Tracy-Ann Oberman has always hated Shakespeare’s The Merchant of Venice. Since studying the play at school, she has been troubled by the extreme antisemitism of the characters in their language and behaviour towards the Jewish money-lender, Shylock. “I was deeply uncomfortable when everybody was laughing about, ‘My ducats, my daughter’, and going around doing impressions of Shylock rubbing his hands together,” she recalls, “and then laughing at the end as the old man had his beard shaved off and was dragged out having lost everything.”

Despite her antipathy, Oberman has decided to take on this problematic play and find a new way to approach its antisemitism – with herself as Shylock. She has teamed up with director Brigid Larmour on a concept that sees Shylock become a working-class matriarch in London’s East End in the 1930s when Oswald Mosley’s British Union of Fascists was mirroring what was happening in Nazi Germany by attacking Jewish people. “I wanted to see what would happen if you took a strong female angry woman struggling as a survivor who has this one daughter, Jessica, who she wants to give a better life to as she is struggling against 1930s antisemitism.”
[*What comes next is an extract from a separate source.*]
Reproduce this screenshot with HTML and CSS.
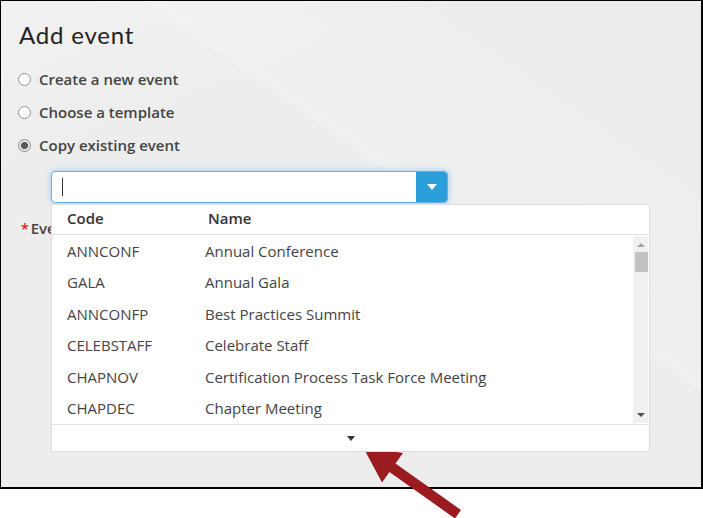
FILE: index.html
```html
<!DOCTYPE html>
<html lang="en">
<head>
    <meta charset="UTF-8">
    <meta name="viewport" content="width=device-width, initial-scale=1.0">
    <title>Add event</title>
    <link rel="stylesheet" href="styles.css">
</head>
<body>
    <div class="panel">
        <h1 class="title">Add event</h1>

        <div class="options">
            <label class="option"><input type="radio" name="mode"> Create a new event</label>
            <label class="option"><input type="radio" name="mode"> Choose a template</label>
            <label class="option"><input type="radio" name="mode" checked> Copy existing event</label>
        </div>

        <div class="combo">
            <div class="combo-input">
                <span class="caret-line"></span>
                <button class="combo-btn" type="button"><span class="tri-down"></span></button>
            </div>

            <div class="dropdown">
                <div class="dd-head">
                    <span class="col-code">Code</span>
                    <span class="col-name">Name</span>
                </div>
                <div class="dd-body">
                    <div class="dd-rows">
                        <div class="dd-row"><span>ANNCONF</span><span>Annual Conference</span></div>
                        <div class="dd-row"><span>GALA</span><span>Annual Gala</span></div>
                        <div class="dd-row"><span>ANNCONFP</span><span>Best Practices Summit</span></div>
                        <div class="dd-row"><span>CELEBSTAFF</span><span>Celebrate Staff</span></div>
                        <div class="dd-row"><span>CHAPNOV</span><span>Certification Process Task Force Meeting</span></div>
                        <div class="dd-row"><span>CHAPDEC</span><span>Chapter Meeting</span></div>
                    </div>
                    <div class="scrollbar">
                        <span class="sb-up"></span>
                        <span class="sb-thumb"></span>
                        <span class="sb-down"></span>
                    </div>
                </div>
                <div class="dd-foot"><span class="more"></span></div>
            </div>
        </div>

        <div class="field-label"><span class="req">*</span>Event name</div>
    </div>

    <!-- annotation arrow -->
    <svg class="pointer" width="703" height="518" viewBox="0 0 703 518">
        <polygon fill="#9b1b21" points="363,447 403,453 395.5,463.5 461,510 455,518.5 389.5,472 382,482.5"/>
    </svg>
</body>
</html>
```

FILE: styles.css
```css
body {
    margin: 0;
    background: #fff;
    font-family: "Open Sans", "Noto Sans", sans-serif;
    position: relative;
    width: 703px;
    height: 518px;
    overflow: hidden;
}

.panel {
    box-sizing: border-box;
    width: 703px;
    height: 489px;
    border: 1px solid #000;
    border-right-width: 2px;
    border-bottom-width: 2px;
    padding: 19px 18px 0;
    background-color: #ededed;
    background-image:
        linear-gradient(160deg, rgba(255,255,255,0.25) 0, rgba(255,255,255,0) 25%),
        linear-gradient(35deg, rgba(255,255,255,0) 60%, rgba(255,255,255,0.15) 60%, rgba(255,255,255,0) 85%);
}

.title {
    margin: 0;
    font-family: Lato, "Noto Sans", sans-serif;
    font-weight: 400;
    font-size: 24px;
    line-height: 30px;
    letter-spacing: 0.8px;
    color: #222;
}

.options {
    margin-top: 19px;
    display: flex;
    flex-direction: column;
    gap: 13px;
}

.option {
    display: flex;
    align-items: center;
    gap: 8px;
    font-size: 15px;
    font-weight: 600;
    line-height: 20px;
    color: #444;
}

.option input {
    appearance: none;
    -webkit-appearance: none;
    margin: 0 0 0 -1px;
    width: 13px;
    height: 13px;
    border: 1px solid #8f8f8f;
    border-radius: 50%;
    background: #fff;
    box-sizing: border-box;
}

.option input:checked {
    background: radial-gradient(circle, #5a5a5a 0 3.2px, #e3e3e3 3.8px);
}

.combo {
    position: relative;
    margin: 16px 0 0 32px;
    width: 397px;
}

.combo-input {
    box-sizing: border-box;
    height: 32px;
    display: flex;
    align-items: center;
    background: #fff;
    border: 1px solid #66afe9;
    border-radius: 4px;
    box-shadow: 0 0 6px rgba(102, 175, 233, 0.6);
    overflow: hidden;
}

.caret-line {
    width: 1px;
    height: 18px;
    margin-left: 10px;
    background: #333;
}

.combo-btn {
    margin-left: auto;
    width: 31px;
    height: 100%;
    border: 0;
    padding: 0;
    background: #2a9fd9;
    display: flex;
    align-items: center;
    justify-content: center;
}

.tri-down {
    width: 0;
    height: 0;
    border-left: 5px solid transparent;
    border-right: 5px solid transparent;
    border-top: 6px solid #fff;
}

.dropdown {
    position: absolute;
    top: 33px;
    left: 0;
    width: 599px;
    box-sizing: border-box;
    background: #fff;
    border: 1px solid #dedede;
    z-index: 2;
}

.dd-head {
    height: 30px;
    box-sizing: border-box;
    padding: 3px 15px 7px;
    display: flex;
    font-size: 15px;
    font-weight: 600;
    line-height: 20px;
    color: #333;
    border-bottom: 1px solid #e3e3e3;
}

.col-code {
    width: 141px;
}

.dd-body {
    display: flex;
    height: 189px;
}

.dd-rows {
    flex: 1;
}

.dd-row {
    display: grid;
    grid-template-columns: 138px 1fr;
    padding: 0 15px;
    height: 31.5px;
    align-items: center;
    font-size: 15px;
    line-height: 20px;
    color: #444;
}

.scrollbar {
    width: 15px;
    margin: 1px 1px 1px 0;
    background: #f1f1f1;
    display: flex;
    flex-direction: column;
    align-items: center;
    position: relative;
}

.sb-up, .sb-down {
    position: absolute;
    left: 4px;
    width: 0;
    height: 0;
    border-left: 4px solid transparent;
    border-right: 4px solid transparent;
}

.sb-up {
    top: 7px;
    border-bottom: 4px solid #a3a3a3;
}

.sb-down {
    bottom: 6px;
    border-top: 4px solid #505050;
}

.sb-thumb {
    margin-top: 16px;
    width: 13px;
    height: 20px;
    margin-left: 2px;
    background: #c1c1c1;
}

.dd-foot {
    height: 26px;
    border-top: 1px solid #e3e3e3;
    display: flex;
    align-items: center;
    justify-content: center;
}

.more {
    width: 0;
    height: 0;
    margin-left: 1px;
    border-left: 4px solid transparent;
    border-right: 4px solid transparent;
    border-top: 5px solid #333;
}

.field-label {
    margin-top: 15px;
    padding-left: 2px;
    font-size: 15px;
    font-weight: 600;
    line-height: 20px;
    color: #444;
}

.req {
    color: #e02020;
    font-size: 14px;
    margin-right: 2px;
}

.pointer {
    position: absolute;
    top: 0;
    left: 0;
    pointer-events: none;
}
```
The production will open at Nuffield Southampton Theatres in September before going to Liverpool Playhouse, Watford Palace Theatre, Leeds Playhouse and finally Rose Theatre in Kingston upon Thames in south London in November. The tour will tie in with the anniversary of the Battle of Cable Street when, on 4 October 1936, the working-class communities of east London came together to drive away a protest march by Mosley’s fascist blackshirts. An estimated 20,000 people fought them off, using chair legs, rotten vegetables and other improvised weapons – and among them was Oberman’s own family. “The stories that I grew up with were of the strong matriarchs who stood on the front line with their daughters and their sons and turned over lorries and threw marbles from windows,” she says.

Her great-grandmother Annie had escaped the Russian pogroms in Belarus to settle in the Cable Street area with her husband Isaac, going on to run the family’s clothing business “with an iron fist”. There were two great-aunts, “Machine Gun” Molly, who also ran the business and Sarah Portugal “who wore a slash of red lipstick and smoked a pipe”. These “very strong matriarchal figures” have inspired Oberman throughout her life and now in her portrayal of a female Shylock.
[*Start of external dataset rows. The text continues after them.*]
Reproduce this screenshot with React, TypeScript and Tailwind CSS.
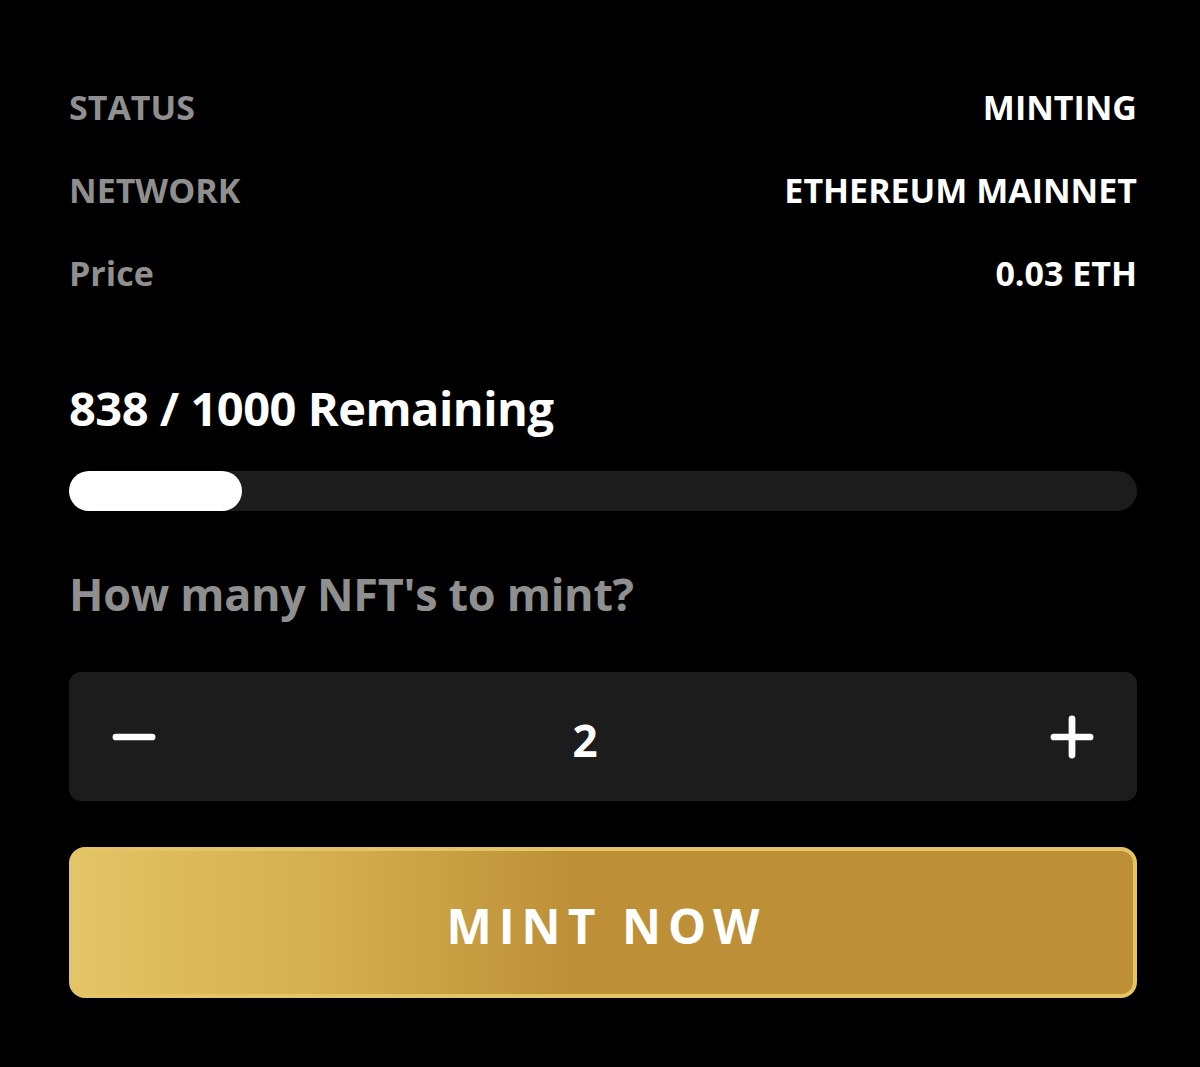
import { Minus, Plus } from 'lucide-react'

const rows = [
  { label: 'STATUS', value: 'MINTING' },
  { label: 'NETWORK', value: 'ETHEREUM MAINNET' },
  { label: 'Price', value: '0.03 ETH' },
]

export default function App() {
  const remaining = 838
  const total = 1000
  const minted = total - remaining
  const pct = (minted / total) * 100

  return (
    <div className="min-h-[1067px] w-[1200px] bg-black pl-[69px] pr-[63px] pt-[84px] font-['Open_Sans','Noto_Sans',sans-serif] font-bold text-white">
      <div className="flex flex-col gap-[37px]">
        {rows.map((row) => (
          <div key={row.label} className="flex items-center justify-between text-[34px] leading-[46px]">
            <span className="text-[#8f8f8f]">{row.label}</span>
            <span>{row.value}</span>
          </div>
        ))}
      </div>

      <h2 className="mt-[80px] text-[47px] leading-[64px] tracking-[-0.5px]">
        {remaining} / {total} Remaining
      </h2>

      <div className="mt-[31px] h-[40px] w-full rounded-full bg-[#1c1c1c]">
        <div className="h-full rounded-full bg-white" style={{ width: `${pct}%` }} />
      </div>

      <p className="mt-[52px] text-[45px] leading-[62px] tracking-[-0.3px] text-[#8f8f8f]">How many NFT's to mint?</p>

      <div className="mt-[47px] flex h-[129px] items-center justify-between rounded-[12px] bg-[#1c1c1c] px-[34px]">
        <button className="text-white">
          <Minus size={62} strokeWidth={2.6} />
        </button>
        <span className="mr-[36px] pt-[6px] text-[44px]">2</span>
        <button className="text-white">
          <Plus size={62} strokeWidth={2.6} />
        </button>
      </div>

      <button className="mt-[46px] flex h-[151px] w-full items-center justify-center rounded-[16px] border-[4px] border-[#e3c466] bg-[linear-gradient(90deg,#e3c466_0%,#d3ad4e_25%,#bd9038_47%,#bd9038_100%)] pl-[7px] pt-[6px] text-[48px] font-bold tracking-[7px] text-white">
        MINT NOW
      </button>
    </div>
  )
}
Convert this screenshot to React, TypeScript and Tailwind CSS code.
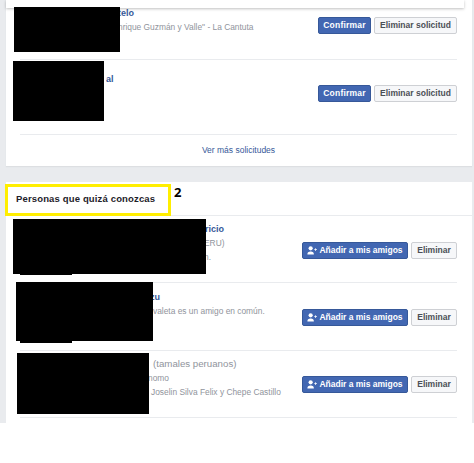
type Line = { text: string; className: string };

type Row = {
  rowClass: string;
  textTop: string;
  buttonTop: string;
  lines: Line[];
};

const nameClass = "text-[#365899] font-bold text-[9px] leading-[14px]";
const metaClass = "text-[#90949c] text-[8.4px] leading-[14px]";

const requests: Row[] = [
  {
    rowClass: "h-[67px] border-b border-[#e9ebee]",
    textTop: "pt-[13px]",
    buttonTop: "pt-[24px]",
    lines: [
      { text: "telo", className: `${nameClass} pl-[98px]` },
      { text: "nrique Guzmán y Valle\" - La Cantuta", className: `${metaClass} pl-[98px]` },
    ],
  },
  {
    rowClass: "h-[75px] border-b border-[#e9ebee]",
    textTop: "pt-[12px]",
    buttonTop: "pt-[25px]",
    lines: [{ text: "al", className: `${nameClass} pl-[86px]` }],
  },
];

const suggestions: Row[] = [
  {
    rowClass: "h-[67px] border-b border-[#e9ebee]",
    textTop: "pt-[6px]",
    buttonTop: "pt-[26px]",
    lines: [
      { text: "ricio", className: `${nameClass} pl-[185px]` },
      { text: "ERU)", className: `${metaClass} pl-[184px]` },
      { text: "n.", className: `${metaClass} pl-[184px]` },
    ],
  },
  {
    rowClass: "h-[68px] border-b border-[#e9ebee]",
    textTop: "pt-[7px]",
    buttonTop: "pt-[26px]",
    lines: [
      { text: "zu", className: `${nameClass} pl-[130px]` },
      { text: "valeta es un amigo en común.", className: `${metaClass} pl-[133px]` },
    ],
  },
  {
    rowClass: "h-[67px] border-b border-[#e9ebee]",
    textTop: "pt-[6px]",
    buttonTop: "pt-[25px]",
    lines: [
      { text: "(tamales peruanos)", className: "text-[#90949c] text-[9.7px] leading-[14px] pl-[133px]" },
      { text: "nomo", className: `${metaClass} pl-[128px]` },
      { text: "Joselin Silva Felix y Chepe Castillo", className: `${metaClass} pl-[131px]` },
    ],
  },
];

// black boxes painted over the avatars in the original screenshot
const redactions = [
  "left-[14px] top-[7px] w-[106px] h-[45px]",
  "left-[13px] top-[61px] w-[91px] h-[60px]",
  "left-[13px] top-[219px] w-[193px] h-[55px]",
  "left-[20px] top-[274px] w-[52px] h-[1px]",
  "left-[16px] top-[282px] w-[137px] h-[59px]",
  "left-[20px] top-[341px] w-[52px] h-[2px]",
  "left-[17px] top-[353px] w-[132px] h-[61px]",
];

function AddFriendIcon() {
  return (
    <svg width="10" height="9" viewBox="0 0 11 10" fill="white" className="shrink-0">
      <circle cx="4" cy="2.6" r="2.3" />
      <path d="M0.4 9.4c0-2 .9-2.6 2.2-3l.7-.4h1.4l.7.4c1.3.4 2.2 1 2.2 3z" />
      <path d="M8 3.6h1V2.4h.8v1.2H11v.8H9.8v1.2H9V4.4H8z" />
    </svg>
  );
}

function RowTexts({ row }: { row: Row }) {
  return (
    <div className={`flex-1 min-w-0 whitespace-nowrap ${row.textTop}`}>
      {row.lines.map((line) => (
        <div key={line.text} className={line.className}>
          {line.text}
        </div>
      ))}
    </div>
  );
}

function GrayButton({ label, className }: { label: string; className: string }) {
  return (
    <button className={`h-[17px] whitespace-nowrap rounded-[2px] border border-[#ced0d4] bg-[#f6f7f9] text-[#4b4f56] font-bold text-[8.5px] leading-none ${className}`}>
      {label}
    </button>
  );
}

export default function App() {
  return (
    <div className="relative w-[474px] h-[463px] overflow-hidden bg-white font-['Liberation_Sans',Arial,sans-serif]">
      <div className="h-[423px] overflow-hidden bg-[#e9ebee] pl-[6px] pr-[2px]">
        <section className="-mt-[7px] h-[173px] bg-white pl-[14px] pr-[15px] shadow-[0_1px_1px_#dddfe2]">
          {requests.map((row) => (
            <div key={row.lines[0].text} className={`flex ${row.rowClass}`}>
              <RowTexts row={row} />
              <div className={`flex gap-[3px] ${row.buttonTop}`}>
                <button className="h-[17px] w-[53px] rounded-[2px] border border-[#365899] bg-[#4267b2] text-white font-bold text-[8.5px] tracking-[0.2px] leading-none">
                  Confirmar
                </button>
                <GrayButton label="Eliminar solicitud" className="w-[83px]" />
              </div>
            </div>
          ))}
          <div className="pt-[8px] pb-[9px] text-center text-[8.5px] leading-[14px] text-[#365899]">Ver más solicitudes</div>
        </section>

        <section className="mt-[16px] h-[260px] bg-white">
          <div className="h-[34px] border-b border-[#e9ebee] pl-[10px] pt-[10px] text-[9.5px] leading-[14px] tracking-[0.15px] font-bold text-[#1d2129]">
            Personas que quizá conozcas
          </div>
          <div className="pl-[14px] pr-[15px]">
            {suggestions.map((row) => (
              <div key={row.lines[0].text} className={`flex ${row.rowClass}`}>
                <RowTexts row={row} />
                <div className={`flex gap-[3px] ${row.buttonTop}`}>
                  <button className="h-[17px] w-[106px] whitespace-nowrap flex items-center justify-center gap-[2px] rounded-[2px] border border-[#365899] bg-[#4267b2] text-white font-bold text-[8.5px] leading-none">
                    <AddFriendIcon />
                    Añadir a mis amigos
                  </button>
                  <GrayButton label="Eliminar" className="w-[46px]" />
                </div>
              </div>
            ))}
          </div>
        </section>
      </div>

      {/* sticky bar edge at the top of the capture */}
      <div className="absolute left-[6px] top-0 w-[458px] h-[8px] bg-white shadow-[0_1px_3px_rgba(0,0,0,0.25)]" />

      {redactions.map((box) => (
        <div key={box} className={`absolute bg-black ${box}`} />
      ))}

      {/* yellow annotation */}
      <div className="absolute left-[5px] top-[184px] w-[166px] h-[32px] border-[3px] border-[#ffee00]" />
      <div className="absolute left-[174px] top-[185px] text-[13px] leading-[15px] font-bold text-black font-['Open_Sans',sans-serif]">2</div>
    </div>
  );
}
Her family were also life-long socialists, Oberman points out. “They were a huge part of the formation of the trades union movement and the Labour Party.” This has fuelled her anger at the party’s failure to tackle antisemitism within its own ranks, leading to her being the target of vicious, hate-filled abuse on Twitter alongside others such as Rachel Riley. “My upset was that this was my party, it was my heritage, it was my history, it was my family.” She notes that the vitriol was also highly misogynistic, mainly targeted at women. However, her experiences have served to make her stronger in her activism and, with a broader rise in antisemitism in Brexit Britain, her new take on The Merchant of Venice is more timely than ever. “That play has really resonated with me as an activist over the last few years because I found myself on the front line, particularly on social media, of speaking out against a growing wave of antisemitism and anti-Jewish statements.”
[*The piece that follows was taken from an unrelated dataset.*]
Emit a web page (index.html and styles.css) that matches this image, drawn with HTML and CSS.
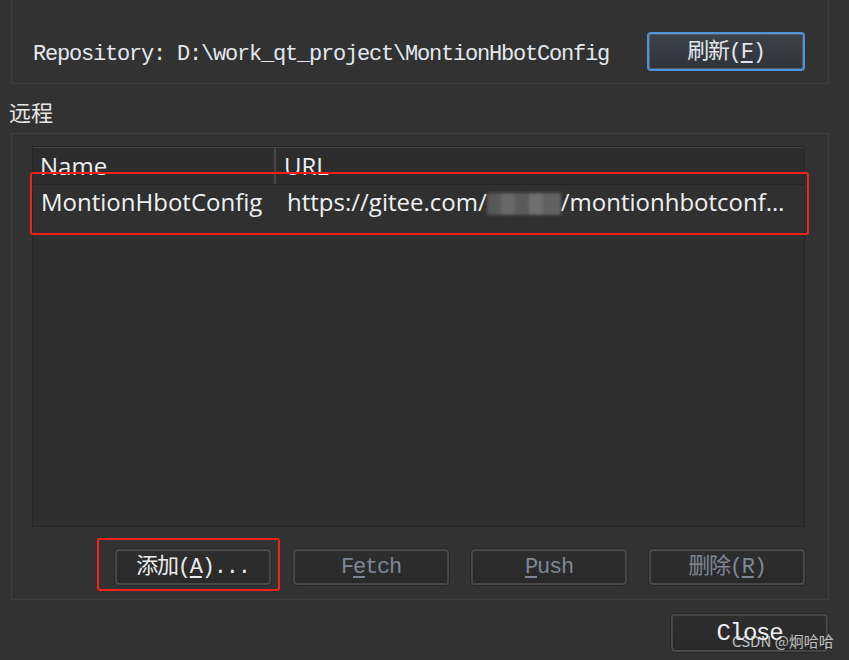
FILE: index.html
```html
<!DOCTYPE html>
<html>
<head>
<meta charset="utf-8">
<link rel="stylesheet" href="styles.css">
</head>
<body>
<div class="page">
  <div class="repo-box">
    <span class="repo-path">Repository: D:\work_qt_project\MontionHbotConfig</span>
    <button class="btn btn-primary">刷新(<u>F</u>)</button>
  </div>
  <div class="section-label">远程</div>
  <div class="remote-box">
    <div class="table">
      <div class="thead">
        <div class="th col-name">Name</div>
        <div class="th col-url">URL</div>
      </div>
      <div class="row">
        <div class="td col-name">MontionHbotConfig</div>
        <div class="td col-url">https://gitee.com/<span class="mosaic"></span>/montionhbotconf…</div>
      </div>
    </div>
    <div class="actions">
      <button class="btn">添加(<u>A</u>)...</button>
      <button class="btn disabled">F<u>e</u>tch</button>
      <button class="btn disabled"><u>P</u>ush</button>
      <button class="btn disabled">删除(<u>R</u>)</button>
    </div>
  </div>
  <div class="footer">
    <button class="btn btn-close">Close</button>
  </div>
  <div class="mark mark-row"></div>
  <div class="mark mark-add"></div>
  <div class="watermark">CSDN @炯哈哈</div>
</div>
</body>
</html>
```
FILE: styles.css
```css
html, body {
  margin: 0;
  padding: 0;
  background: #323232;
}
.page {
  position: relative;
  width: 849px;
  height: 660px;
  overflow: hidden;
  background: #323232;
}
.repo-box {
  box-sizing: border-box;
  margin-left: 11px;
  width: 818px;
  height: 84px;
  border: 1px solid #3e3e3e;
  border-top: none;
  padding: 32px 23px 0 21px;
  display: flex;
  justify-content: space-between;
  align-items: flex-start;
}
.repo-path {
  font-family: "Liberation Mono", "Noto Sans CJK SC", monospace;
  font-size: 22px;
  letter-spacing: -1.2px;
  line-height: 39px;
  padding-top: 3px;
  color: #e4e8ee;
}
.btn {
  box-sizing: border-box;
  width: 156px;
  height: 36px;
  border: 2px solid #474747;
  border-radius: 4px;
  background: linear-gradient(#2e2e2e, #292929);
  box-shadow: 0 0 0 1px #262626;
  font-family: "Liberation Mono", "Noto Sans CJK SC", monospace;
  font-size: 22px;
  letter-spacing: -1.2px;
  line-height: 34px;
  color: #ececec;
  padding: 0;
  margin: 0;
  text-align: center;
}
.btn u {
  text-underline-offset: 3px;
  text-decoration-thickness: 2px;
}
.btn.disabled {
  color: #7e8794;
}
.btn-primary {
  width: 158px;
  height: 39px;
  border: 2px solid #4d94e0;
  background: linear-gradient(#3d4149, #30333a);
  box-shadow: inset 0 0 0 1px #565b64;
  line-height: 38px;
  color: #e2e6ec;
}
.section-label {
  margin: 15px 0 0 9px;
  height: 24px;
  line-height: 24px;
  font-family: "Noto Sans CJK SC", sans-serif;
  font-size: 22px;
  color: #e6e6e6;
}
.remote-box {
  box-sizing: border-box;
  margin: 10px 0 0 11px;
  width: 818px;
  height: 467px;
  border: 1px solid #3e3e3e;
  padding: 12px 23px 0 20px;
}
.table {
  box-sizing: border-box;
  height: 381px;
  border: 1px solid #262626;
  background: #2f2f2f;
  font-family: "Open Sans", "Noto Sans CJK SC", sans-serif;
  font-size: 24px;
  color: #eef0f3;
}
.thead {
  display: flex;
  height: 38px;
  box-sizing: border-box;
  background: #2d2d2d;
  border-top: 1px solid #424242;
  border-bottom: 1px solid #262626;
}
.th {
  line-height: 36px;
  white-space: nowrap;
}
.thead .col-name {
  box-sizing: border-box;
  width: 243px;
  padding-left: 7px;
  border-right: 2px solid #454545;
}
.thead .col-url {
  padding-left: 8px;
}
.row {
  display: flex;
  height: 44px;
  background: #303030;
}
.td {
  line-height: 34px;
  white-space: nowrap;
}
.row .col-name {
  box-sizing: border-box;
  width: 245px;
  padding-left: 8px;
}
.row .col-url {
  padding-left: 9px;
}
.mosaic {
  display: inline-block;
  width: 74px;
  height: 22px;
  vertical-align: -4px;
  background:
    linear-gradient(90deg, #5c5c5c 0 14px, #6e6e6e 14px 28px, #5f5f5f 28px 42px, #767676 42px 56px, #676767 56px 74px);
  filter: blur(1.5px);
  opacity: 0.9;
}
.actions {
  margin-top: 22px;
  display: flex;
  justify-content: flex-end;
  gap: 22px;
}
.footer {
  margin-top: 14px;
  display: flex;
  justify-content: flex-end;
  padding-right: 21px;
}
.btn-close {
  width: 157px;
  height: 38px;
  font-size: 24px;
  line-height: 36px;
  color: #eef0f4;
}
.mark {
  position: absolute;
  box-sizing: border-box;
  border: 2px solid #f0221b;
  border-radius: 3px;
}
.mark-row {
  left: 30px;
  top: 172px;
  width: 779px;
  height: 63px;
}
.mark-add {
  left: 97px;
  top: 538px;
  width: 183px;
  height: 53px;
}
.watermark {
  position: absolute;
  left: 732px;
  top: 631px;
  font-family: "Noto Sans CJK SC", sans-serif;
  font-size: 15px;
  line-height: 20px;
  color: rgba(235, 235, 235, 0.78);
}
```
Battle Of Cable Street Plague

An important element of the tour will be its education programme, with plans to highlight the popularity of fascism in Britain in the 1930s, especially among the aristocracy. This will include activities by Leeds Playhouse to highlight another key event, the Battle of Holbeck Moor on 27 September, only a week before Cable Street. Largely unreported at the time, it saw the British Union of Fascists set out on a march from the centre of Leeds towards a rally in Holbeck Moor south of the city, but they came up against around 30,000 people determined to stop them. Mosley himself was slightly injured after being hit in the head by a large stone. Oberman notes that her young daughter’s generation learn all about the civil rights movement in the US but nothing about it in the UK. “None of them know anything about the moment in Cable Street when Oswald Mosley brought his fascists to the streets here on the anti-Jewish ticket and all the working-class communities stood together and said you shall not pass. The bigger thing about this, which makes it so exciting, is that it will be a big education project that will go out and remind this country of our very own civil rights movement when working-class communities rose up to stand together against upper-class fascism.”

Larmour, who is artistic director of Watford Palace Theatre north of London, also says she hopes this production will help to remind people “how strong fascism nearly became in this country in the 1930s. It is dangerous to forget.” She is also excited about how Oberman’s concept “opened up” a play where the merchant, Antonio, and the heroine, Portia, set out to defeat a Jewish businessman with a young daughter. “When Tracy said she imagined this East End matriarch as Shylock, I thought, oh wonderful, this gives me a way into Antonio and Portia who, for me, are always very problematic characters. I thought we could talk about English fascism, we could talk about Oswald Mosley, we could talk about the aristocratic support for fascism that got rather forgotten in the story of the war. So I imagine Antonio as a kind of Mosley figure – charismatic – and Portia as maybe a rather better-educated Diana Mitford, which brings colour to the play. These characters are of course glamorous and fascinating – we want to see more of them.”

It is not the first time that directors have attempted to challenge the play’s antisemitism which reflected common attitudes to Jewish people in Elizabethan London. Casting Jewish actors as Shylock, modern productions have emphasised the tragedy of his condition, portraying him as a victim of the others’ mockery and manipulation. Some directors have also sought to highlight the flaws and reprehensible behaviour of the Christian characters, suggesting Shakespeare might have been questioning or exploring antisemitism. However, Oberman is determined not to make her Shylock a victim. “It doesn’t matter how many times I’ve seen a production of The Merchant of Venice or however it’s been framed, people either pity him or laugh at him, and I don’t know which is worse.” With the strength of her family and activism behind her, it is clear that her Shylock will not be a figure of pity but a portrait of survival.